Phase Equilibrium of Hydrocarbons Confined in Nanopores from a Modified Peng-Robinson Equation of State

Abstract Phase behavior of hydrocarbons in confined nanopores is quite different from that of the bulk. In confined space, the high capillary pressure between vapor phase and liquid phase, and depressed critical properties under confinement will all affect the in-situ phase behavior. According to the theory of adsorption-induced structural phase transformation in nanopores, we modify the molar volume term of the Peng-Robinson equation of state (PR-EOS) by considering the reduced mole number of fluids caused by absorption to describe the phase behavior of fluids under confinement. Then capillary pressure is coupled with phase equilibrium equations, and the resulting system of nonlinear fugacity equations based on the modified PR-EOS is solved to present a comprehensive examination of the effect of capillary pressure and confinement on saturation pressures. Binary mixtures of methane with heavier hydrocarbons and a real reservoir fluid from the Eagle Ford confined at different pore sizes are considered. The effect of capillary pressure and confinement on the phase envelop shifts are compared. The modified PR-EOS show that there exists a linear relationship between critical temperature shift and pore size reductions, a quadratic relationship between critical pressure shift and pore size reductions which are consistent with the experimental and molecular simulation results.
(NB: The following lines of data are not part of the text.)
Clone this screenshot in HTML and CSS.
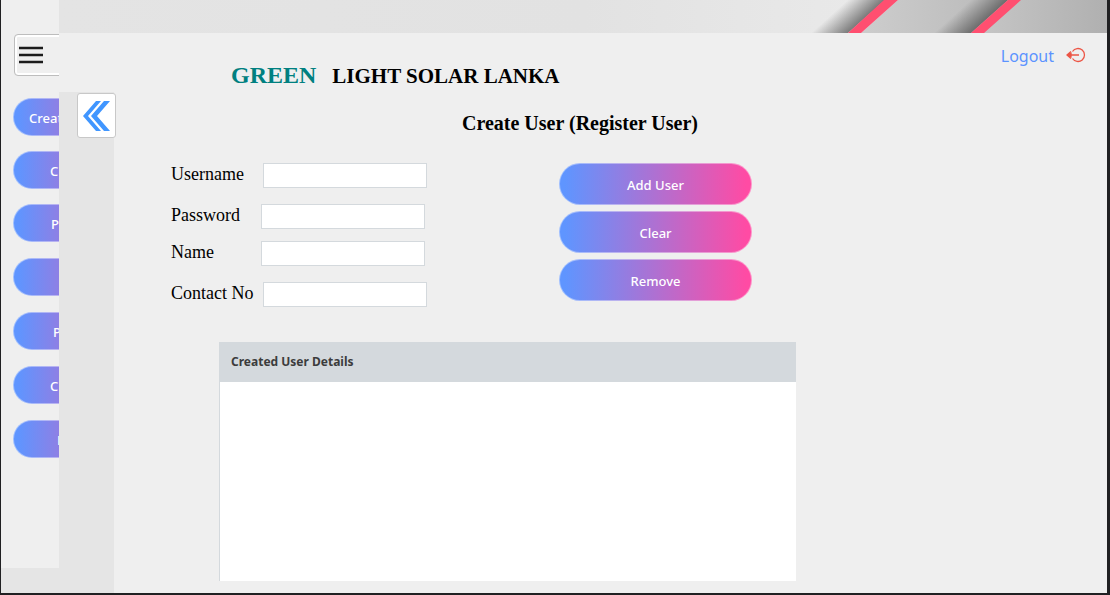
FILE: index.html
```html
<!DOCTYPE html>
<html lang="en">
<head>
<meta charset="utf-8">
<title>Green Light Solar Lanka</title>
<link rel="stylesheet" href="styles.css">
</head>
<body>
<div class="window">
  <aside class="side">
    <nav class="menu">
      <button class="menu-toggle" type="button" aria-label="Menu">
        <svg width="24" height="18" viewBox="0 0 24 18"><path d="M0 2h24M0 9h24M0 16h24" stroke="#1c1c1c" stroke-width="2.4"/></svg>
      </button>
      <div class="menu-list">
        <button class="pill menu-item wide" type="button">Creat</button>
        <button class="pill menu-item" type="button">C</button>
        <button class="pill menu-item mid" type="button">P</button>
        <button class="pill menu-item spaced" type="button"></button>
        <button class="pill menu-item spaced narrow" type="button">P</button>
        <button class="pill menu-item spaced" type="button">C</button>
        <button class="pill menu-item spaced last" type="button">E</button>
      </div>
    </nav>
  </aside>
  <div class="page">
    <div class="banner">
      <svg width="307" height="33" viewBox="800 0 307 33">
        <defs>
          <linearGradient id="mid" gradientUnits="userSpaceOnUse" x1="861" y1="0" x2="971" y2="0"><stop offset="0" stop-color="#cdcdcd"/><stop offset="1" stop-color="#bebebe"/></linearGradient>
          <linearGradient id="end" gradientUnits="userSpaceOnUse" x1="990" y1="0" x2="1107" y2="0"><stop offset="0" stop-color="#c4c4c4"/><stop offset="1" stop-color="#b0b0b0"/></linearGradient>
          <linearGradient id="shade1" gradientUnits="userSpaceOnUse" x1="830" y1="16" x2="848" y2="36"><stop offset="0" stop-color="#707070" stop-opacity="0"/><stop offset="1" stop-color="#707070"/></linearGradient>
          <linearGradient id="shade2" gradientUnits="userSpaceOnUse" x1="953" y1="16" x2="971" y2="36"><stop offset="0" stop-color="#666" stop-opacity="0"/><stop offset="1" stop-color="#666"/></linearGradient>
        </defs>
        <path d="M861 33L898 0H1107V33z" fill="url(#mid)"/>
        <path d="M984 33L1021 0H1107V33z" fill="url(#end)"/>
        <path d="M808 33L844 0H885L848 33z" fill="url(#shade1)"/>
        <path d="M931 33L967 0H1008L971 33z" fill="url(#shade2)"/>
        <path d="M848 33L884 0H898L861 33zM971 33L1008 0H1021L984 33z" fill="#ff4f70"/>
      </svg>
    </div>
    <header class="top">
      <h1 class="brand"><span class="brand-green">GREEN</span><span class="brand-rest">LIGHT SOLAR LANKA</span></h1>
      <a class="logout" href="#">Logout
        <svg width="20" height="16" viewBox="0 0 20 16" fill="none" stroke="#ec5545" stroke-width="1.3"><path d="M1 8H13M5 4.500L1 8L5 11.500M2.500 8L5 6.500V9.500zM6.500 4.500A6.500 6.500 0 1 1 6.500 11.500"/></svg>
      </a>
    </header>
    <div class="body">
      <div class="rail">
        <button class="back" type="button" aria-label="Back">
          <svg width="28" height="30" viewBox="0 0 28 30" fill="#4096ff"><path d="M13 0h5L5 15L18 30h-5L0 15z"/><path d="M21 0h6L14 15L27 30h-6L8 15z"/></svg>
        </button>
      </div>
      <main class="content">
        <h2 class="title">Create User (Register User)</h2>
        <form class="form">
          <div class="fields">
            <div class="field"><label for="username">Username</label><input id="username" type="text"></div>
            <div class="field near"><label for="password">Password</label><input id="password" type="password"></div>
            <div class="field near tight"><label for="name">Name</label><input id="name" type="text"></div>
            <div class="field"><label for="contact">Contact No</label><input id="contact" type="text"></div>
          </div>
          <div class="actions">
            <button class="pill action" type="button">Add User</button>
            <button class="pill action" type="button">Clear</button>
            <button class="pill action" type="button">Remove</button>
          </div>
        </form>
        <section class="details">
          <h3 class="details-title">Created User Details</h3>
        </section>
      </main>
    </div>
  </div>
</div>
</body>
</html>
```

FILE: styles.css
```css
* { box-sizing: border-box; }
body { margin: 0; font-family: "Noto Sans", sans-serif; background: #202022; }
button { font: inherit; }
svg { display: block; }

.window {
  display: flex;
  min-height: 100vh;
  border: solid #202022;
  border-width: 0 3px 2px 1px;
  background: #efefef;
}

.side { display: flex; width: 58px; flex: none; padding-bottom: 25px; background: #e5e5e5; }
.menu { width: 100%; padding-top: 34px; overflow: hidden; background: #efefef; }
.menu-toggle {
  display: flex;
  align-items: center;
  width: 60px;
  height: 42px;
  margin-left: 13px;
  padding: 0 4px;
  border: 1px solid #bdbdbd;
  border-radius: 4px;
  background: #efefef;
  box-shadow: inset 0 0 0 2px #fff;
}
.menu-list { display: flex; flex-direction: column; gap: 15px; margin: 22px 0 0 12px; }

.pill {
  border: 1px solid rgba(255, 255, 255, 0.4);
  border-radius: 21px;
  background: linear-gradient(90deg, #5f95ff 3%, #ff4ba4 97%) border-box;
  color: #fff;
  font-size: 13px;
  font-weight: 500;
  white-space: nowrap;
}
.menu-item { width: 152px; height: 38px; padding: 2px 0 0 36px; text-align: left; }
.menu-item.spaced { margin-top: 1px; }
.menu-item.wide { padding-left: 15px; }
.menu-item.mid { padding-left: 37px; }
.menu-item.narrow { padding-left: 39px; }
.menu-item.last { padding-left: 43px; }

.page { display: flex; flex: 1; flex-direction: column; min-width: 0; }
.banner {
  display: flex;
  justify-content: flex-end;
  height: 33px;
  background: linear-gradient(90deg, #e4e4e4, #e2e2e2 50%, #eaeaea 80%);
}
.top { display: flex; justify-content: space-between; height: 59px; padding: 0 21px 0 172px; }
.brand { display: flex; align-items: baseline; gap: 16px; margin: 26px 0 0; font-family: "Liberation Serif", serif; line-height: 32px; }
.brand-green { color: #008080; font-size: 24px; }
.brand-rest { font-size: 21px; }
.logout { display: flex; gap: 12px; height: 24px; margin-top: 11px; color: #5b93ff; font-size: 16px; line-height: 24px; text-decoration: none; }
.logout svg { margin-top: 3px; }

.body { display: flex; flex: 1; }
.rail { flex: none; width: 55px; padding: 1px 0 0 18px; background: #e5e5e5; }
.back {
  display: grid;
  place-items: center;
  width: 39px;
  height: 45px;
  padding: 0;
  border: 1px solid #c8c8c8;
  border-radius: 3px;
  background: #fff;
}
.content { display: flex; flex: 1; flex-direction: column; padding: 18px 311px 12px 57px; min-width: 0; }
.title { margin: 0 0 0 291px; font-family: "Liberation Serif", serif; font-size: 20px; line-height: 26px; white-space: nowrap; }
.form { display: flex; gap: 132px; margin-top: 27px; }
.fields { display: flex; flex-direction: column; gap: 16px; width: 256px; }
.field { display: flex; }
.field label { width: 92px; font-family: "Liberation Serif", serif; font-size: 18px; line-height: 22px; }
.field.near label { width: 90px; }
.field.tight { margin-top: -4px; }
.field input { width: 164px; height: 25px; padding: 0 6px; border: 1px solid #d4d9dd; background: #fff; font: inherit; font-size: 13px; }
.actions { display: flex; flex-direction: column; gap: 6px; }
.action { width: 193px; height: 42px; padding: 2px 0 0; text-align: center; }

.details { flex: 1; min-height: 200px; margin: 35px 0 0 48px; border-left: 1px solid #d4d9dd; background: #fff; }
.details-title { margin: 0 0 0 -1px; padding: 0 12px; background: #d4d9dd; color: #3c3c3c; font-family: "Noto Sans", sans-serif; font-size: 12px; line-height: 40px; }
```
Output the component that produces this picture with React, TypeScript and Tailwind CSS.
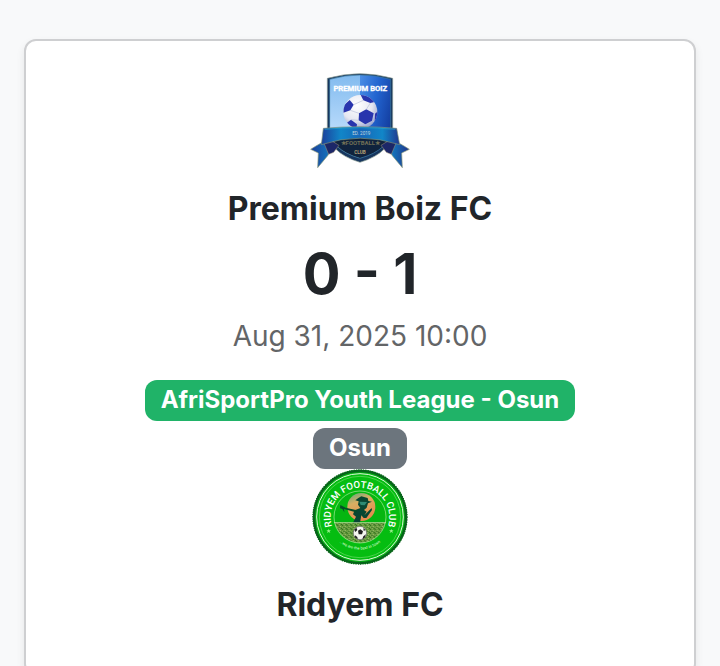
function PremiumCrest() {
  return (
    <svg viewBox="30 21 300 288" className="h-24 w-[100px]" role="img" aria-label="Premium Boiz FC">
      <defs>
        <linearGradient id="sky" x1="0" y1="0" x2="0" y2="1">
          <stop offset="0" stopColor="#7fb9ee" />
          <stop offset="0.6" stopColor="#b4d8fa" />
        </linearGradient>
        <linearGradient id="deep" x1="0" y1="0" x2="1" y2="0.6">
          <stop offset="0" stopColor="#4c8fe6" />
          <stop offset="0.5" stopColor="#2264cf" />
          <stop offset="1" stopColor="#123a9c" />
        </linearGradient>
        <linearGradient id="ribbon" x1="0" y1="0" x2="1" y2="0">
          <stop offset="0" stopColor="#1c3f9a" />
          <stop offset="0.25" stopColor="#1186c8" />
          <stop offset="0.5" stopColor="#1767b8" />
          <stop offset="0.78" stopColor="#1186c8" />
          <stop offset="1" stopColor="#20358c" />
        </linearGradient>
        <radialGradient id="ball" cx="0.4" cy="0.3" r="0.75">
          <stop offset="0" stopColor="#ffffff" />
          <stop offset="0.6" stopColor="#e5e7f1" />
          <stop offset="1" stopColor="#8f9bc9" />
        </radialGradient>
        <clipPath id="shieldClip">
          <path d="M89 43Q180 17 272 43V190Q272 254 180 280Q89 254 89 190Z" />
        </clipPath>
        <clipPath id="ballClip"><circle cx="181" cy="141" r="51" /></clipPath>
      </defs>
      <path d="M82 40Q180 12 278 40V190Q278 262 180 292Q82 262 82 190Z" fill="#17365f" stroke="#8a9b91" strokeWidth="2" />
      <g clipPath="url(#shieldClip)">
        <rect x="85" y="20" width="95" height="270" fill="url(#sky)" />
        <rect x="180" y="20" width="96" height="270" fill="url(#deep)" />
        <path d="M80 220Q180 198 280 220V292H80Z" fill="#10233d" />
      </g>
      <path d="M89 43Q180 17 272 43V190Q272 254 180 280Q89 254 89 190Z" fill="none" stroke="#3d7c9f" strokeWidth="2" />
      <text x="181" y="77" textAnchor="middle" fontSize="23" className="fill-white stroke-white stroke-1 font-['Roboto',sans-serif] font-bold">PREMIUM BOIZ</text>
      <circle cx="181" cy="141" r="51" fill="url(#ball)" />
      <g clipPath="url(#ballClip)" fill="#2935ad">
        <path d="M177 145L199 133L221 145L216 167L196 178L176 166Z" />
        <path d="M129 123L149 105L161 119L151 136L130 143Z" />
        <path d="M181 88L205 91L227 110L211 114L190 106Z" />
        <path d="M141 173L153 164L171 178L168 197H145Z" />
        <path d="M225 146L237 136V167L224 177Z" />
        <path d="M161 119L190 106M199 133L211 114M151 136L177 145M153 164L176 166M196 178L191 194M216 167L226 173" fill="none" stroke="#b8bfda" strokeWidth="2" />
      </g>
      <path d="M86 221L48 243L32 253L55 264L53 308L83 272L98 245Z M274 221L312 243L328 253L305 264L307 308L277 272L262 245Z" fill="url(#ribbon)" stroke="#8c9a78" strokeWidth="2" />
      <path d="M71 232L91 225L117 241L101 262L86 268Z M289 232L269 225L243 241L259 262L274 268Z" fill="#1c2768" stroke="#a29475" strokeWidth="1.5" />
      <path d="M70 190Q180 180 290 190L299 239Q180 200 64 239Z" fill="url(#ribbon)" stroke="#82957a" strokeWidth="2" />
      <path d="M74 193Q180 183 286 193" fill="none" stroke="#27a4c9" strokeWidth="2" />
      <text x="184" y="209" textAnchor="middle" fontSize="14" className="fill-[#c8d7dd] font-['Roboto',sans-serif]">ED. 2019</text>
      <text x="181" y="241" textAnchor="middle" fontSize="18" className="fill-[#706f55] font-['Roboto',sans-serif] font-bold">★FOOTBALL★</text>
      <text x="180" y="266" textAnchor="middle" fontSize="14" className="fill-[#b2a176] font-['Roboto',sans-serif] font-bold">CLUB</text>
    </svg>
  );
}

function RidyemCrest() {
  return (
    <svg viewBox="36 21 288 288" className="size-24" role="img" aria-label="Ridyem FC">
      <defs>
        <linearGradient id="sunset" x1="0" y1="0" x2="0.4" y2="1">
          <stop offset="0" stopColor="#58a982" />
          <stop offset="0.4" stopColor="#d8ae62" />
          <stop offset="1" stopColor="#e58c4e" />
        </linearGradient>
        <pattern id="grass" width="14" height="12" patternUnits="userSpaceOnUse">
          <rect width="14" height="12" fill="#5f9838" />
          <path d="M1 2H4V5H1ZM8 0H11V3H8ZM5 7H8V10H5Z" fill="#a9bd76" />
          <path d="M4 3H7V6H4ZM11 6H14V9H11ZM0 9H3V12H0Z" fill="#326b22" />
        </pattern>
        <clipPath id="fieldClip"><circle cx="180" cy="165" r="78" /></clipPath>
        <path id="clubArc" d="M99 200A88 88 0 1 1 261 200" />
        <path id="mottoArc" d="M108 231A98 98 0 0 0 252 231" />
      </defs>
      <circle cx="180" cy="165" r="141" fill="#05ae13" stroke="#075b15" strokeWidth="4" strokeDasharray="4 3" />
      <circle cx="180" cy="165" r="138" fill="#06b313" stroke="#07651a" strokeWidth="7" />
      <circle cx="180" cy="165" r="130" fill="#05bd11" stroke="#e4f7df" strokeWidth="3" />
      <circle cx="180" cy="165" r="122" fill="none" stroke="#71dd6b" strokeWidth="2" />
      <g clipPath="url(#fieldClip)">
        <rect x="100" y="85" width="160" height="160" fill="#05b611" />
        <rect x="100" y="182" width="160" height="65" fill="url(#grass)" />
      </g>
      <circle cx="180" cy="165" r="78" fill="none" stroke="#aeeea0" strokeWidth="2" />
      <circle cx="184" cy="135" r="42" fill="url(#sunset)" />
      <path d="M159 182L168 164L159 157L164 145L181 138L174 128L176 118L166 115L175 108L184 103L203 108L205 117L216 119L204 124L200 137L192 144L200 149L193 160L215 138L216 144L199 168H191L184 160L180 182Z" fill="#084632" />
      <path d="M178 119L201 120L194 130L182 129Z" fill="#2c8a73" />
      <path d="M121 129L137 137L171 145L167 151L132 141L133 151L127 141L120 139Z" fill="#064d28" />
      <path d="M102 182H258" stroke="#e0e8bd" strokeWidth="2" />
      <circle cx="180" cy="213" r="20" fill="#f4f5ef" stroke="#656565" strokeWidth="2" />
      <path d="M174 206L181 202L189 208L186 217H176Z M163 203L169 197L172 204L166 210Z M190 198L197 205L191 206Z M165 220L172 225L173 232L164 226Z M190 223L198 217L194 227L187 232Z" fill="#222" />
      <path d="M86 201L88 205L93 205L89 208L91 213L86 210L81 213L83 208L79 205L84 205Z M274 201L276 205L281 205L277 208L279 213L274 210L269 213L271 208L267 205L272 205Z" fill="#94ed89" />
      <text fontSize="29" textAnchor="middle" className="fill-white font-['Roboto',sans-serif] font-medium">
        <textPath href="#clubArc" startOffset="50%">RIDYEM FOOTBALL CLUB</textPath>
      </text>
      <text fontSize="12" textAnchor="middle" className="fill-[#dcffd1] font-['Roboto',sans-serif]">
        <textPath href="#mottoArc" startOffset="50%">...we are the best in town</textPath>
      </text>
    </svg>
  );
}

export default function App() {
  return (
    <main className="overflow-hidden bg-[#f8f9fa] px-6 pt-[39px] font-['Inter',sans-serif] text-[#212529]">
      <article className="flex flex-col items-center rounded-xl border-2 border-[#cecfd1] bg-white px-8 pt-[31px] pb-12 text-center shadow-[0_4px_8px_rgba(0,0,0,0.08)]">
        <PremiumCrest />
        <h2 className="mt-5 text-[32px] leading-[42px] font-bold">Premium Boiz FC</h2>
        <p className="mt-2 text-[56px] leading-[72px] font-bold">0 - 1</p>
        <time dateTime="2025-08-31T10:00" className="mt-[6px] text-[28px] leading-10 text-[#636567]">Aug 31, 2025 10:00</time>
        <div className="mt-6 flex flex-col items-center gap-[7px] text-2xl leading-8 font-bold text-white">
          <span className="rounded-xl bg-[#20b368] px-4 pt-1 pb-[5px]">AfriSportPro Youth League - Osun</span>
          <span className="rounded-xl bg-[#6c757d] px-4 pt-1 pb-[5px]">Osun</span>
        </div>
        <RidyemCrest />
        <h2 className="mt-[19px] text-[32px] leading-[42px] font-bold">Ridyem FC</h2>
      </article>
    </main>
  );
}
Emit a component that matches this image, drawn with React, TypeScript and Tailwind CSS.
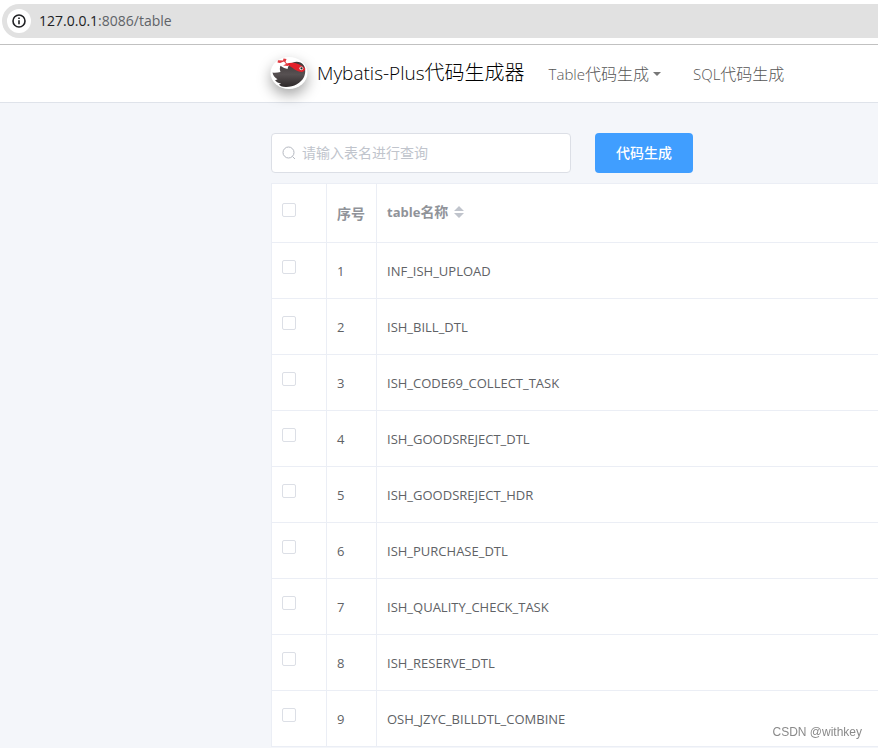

The shift in the phase envelop of binary mixtures and Eagle Ford fluids show that both the capillary pressure and confinement decrease the bubble point pressures, while they oppositely influence dew point pressures. It is worthy to be noted that the effect of capillary pressure on phase envelop shifts will be suppressed when taking the critical point shifts caused by confinement into consideration. For Eagle Ford fluids, the effect of confinement on phase envelop shift is dominant compared with that of capillary pressure, and the capillary pressure cannot be overlooked when pore radius decreases to 50 nm. While the confinement begins to play an important role on the saturation pressures when pore radius decreases to 100 nm. In addition, the methodology presented in this study can be extended to the phase equilibrium calculations of multiple pores since the modified PR-EOS can provide a consistent phase behavior description of fluid molecules over the whole range of pore sizes.